A rich world or a simple one?
God could have created a world with rocks and stars and dust and light and a lot of empty space. He could even have thrown in some bacteria. It would be a good creation and it would have no suffering. But it would also be in certain respects critically impoverished for it would be a creation utterly lacking in creatures with minds, intelligence, sentient awareness, the ability of creatures to develop their character, grow, and move from being self-centered to other-centered.

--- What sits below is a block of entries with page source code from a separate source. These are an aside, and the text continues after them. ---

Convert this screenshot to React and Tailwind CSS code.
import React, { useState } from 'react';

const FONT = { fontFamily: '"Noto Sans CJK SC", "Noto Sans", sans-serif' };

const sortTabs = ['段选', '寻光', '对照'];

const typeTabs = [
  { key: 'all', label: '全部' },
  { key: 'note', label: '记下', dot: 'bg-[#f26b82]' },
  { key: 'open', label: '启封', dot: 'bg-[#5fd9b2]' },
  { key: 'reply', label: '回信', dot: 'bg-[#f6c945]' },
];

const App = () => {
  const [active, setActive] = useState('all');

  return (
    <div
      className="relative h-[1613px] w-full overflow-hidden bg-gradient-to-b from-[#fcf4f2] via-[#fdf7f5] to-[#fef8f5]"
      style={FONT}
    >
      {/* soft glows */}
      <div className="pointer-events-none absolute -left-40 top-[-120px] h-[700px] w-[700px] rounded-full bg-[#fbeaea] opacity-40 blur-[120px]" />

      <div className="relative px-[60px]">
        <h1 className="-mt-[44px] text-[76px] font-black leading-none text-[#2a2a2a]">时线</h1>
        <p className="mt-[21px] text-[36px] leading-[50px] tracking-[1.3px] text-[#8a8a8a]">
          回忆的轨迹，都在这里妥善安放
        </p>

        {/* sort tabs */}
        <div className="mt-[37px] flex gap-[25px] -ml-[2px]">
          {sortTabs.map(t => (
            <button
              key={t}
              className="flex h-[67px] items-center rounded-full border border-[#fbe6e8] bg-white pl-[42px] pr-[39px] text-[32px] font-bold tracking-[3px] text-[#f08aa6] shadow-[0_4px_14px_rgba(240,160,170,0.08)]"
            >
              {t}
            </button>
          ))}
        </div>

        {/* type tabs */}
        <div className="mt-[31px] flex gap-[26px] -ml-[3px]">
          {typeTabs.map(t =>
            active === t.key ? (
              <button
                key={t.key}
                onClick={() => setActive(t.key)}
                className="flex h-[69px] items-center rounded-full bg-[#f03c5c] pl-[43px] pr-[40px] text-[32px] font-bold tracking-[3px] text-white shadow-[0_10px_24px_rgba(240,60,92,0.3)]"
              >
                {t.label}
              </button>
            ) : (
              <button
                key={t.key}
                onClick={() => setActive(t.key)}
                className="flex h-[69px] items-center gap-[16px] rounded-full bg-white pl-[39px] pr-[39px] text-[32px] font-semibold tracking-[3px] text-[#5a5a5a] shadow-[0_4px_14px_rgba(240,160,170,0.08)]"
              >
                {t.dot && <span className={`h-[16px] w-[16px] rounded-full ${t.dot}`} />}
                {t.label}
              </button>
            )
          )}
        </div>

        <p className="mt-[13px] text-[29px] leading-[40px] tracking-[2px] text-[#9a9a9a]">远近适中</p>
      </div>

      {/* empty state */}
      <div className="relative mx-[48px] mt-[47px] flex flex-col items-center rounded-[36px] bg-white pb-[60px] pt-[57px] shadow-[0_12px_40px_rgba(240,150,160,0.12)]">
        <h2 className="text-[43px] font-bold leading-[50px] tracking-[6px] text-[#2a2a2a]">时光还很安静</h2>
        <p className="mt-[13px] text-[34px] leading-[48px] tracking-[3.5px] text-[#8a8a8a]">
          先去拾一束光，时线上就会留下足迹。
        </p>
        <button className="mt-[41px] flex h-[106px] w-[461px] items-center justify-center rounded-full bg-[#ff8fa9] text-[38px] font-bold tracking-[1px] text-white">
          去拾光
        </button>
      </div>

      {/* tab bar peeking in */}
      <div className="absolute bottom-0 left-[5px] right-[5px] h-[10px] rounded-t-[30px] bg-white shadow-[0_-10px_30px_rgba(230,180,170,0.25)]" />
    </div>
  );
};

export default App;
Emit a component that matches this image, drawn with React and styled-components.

So we might say, oh give us the rich world, the full meal deal, the one with minds and free will, sentient awareness, growth and the rest. Except that this world has a shadow side. Yes a shot of Tabasco will liven up your meal, but wait till it hits your nasal passages. And wait till those sentient creatures, and especially the ones with free will, start making decisions that bring them into collision with the rocks and stars and dust and light and ultimately with each other. With growing horror we realize that the richness of this world comes at an enormous cost. And so we can’t help but ask the question: should God simply have created the world of rocks and stars and dust and light and space but no minds? Did it cost too much? Are we better off with a simple world with no capacity for suffering or growth?
This is the crucial dividing line. Silver Bullet and other atheists seem to say “God should have created a simple world with no minds rather than a world with freely moving minds that cause and are subjected to great suffering.” And it seems to me that this is not right. I don’t share that intuition at all. As hard as life can be sometimes, I think most of us would say that we’d rather be a human person in this rich world than a mere bacterium in a simple world, even though we recognize all the pain and suffering that inevitably comes with this world.
Watching a great film
Let’s think of it from another angle. Think of the creation as the Greatest Show of all Time (far exceeding the greatest show on earth). We are now 13.8 billion years into the show and some of us in the audience are saying “It wasn’t worth it! Stop the movie! The filmmaker cannot possibly redeem the things we’ve seen.”
But you and I are the lowliest of cinematic children. And this filmmaker has cleaned up at the Academy Awards every year as far back as the awards go. So let us not be too quick to judge that the next reel of film cannot possibly redeem the darker moments of the script thus far.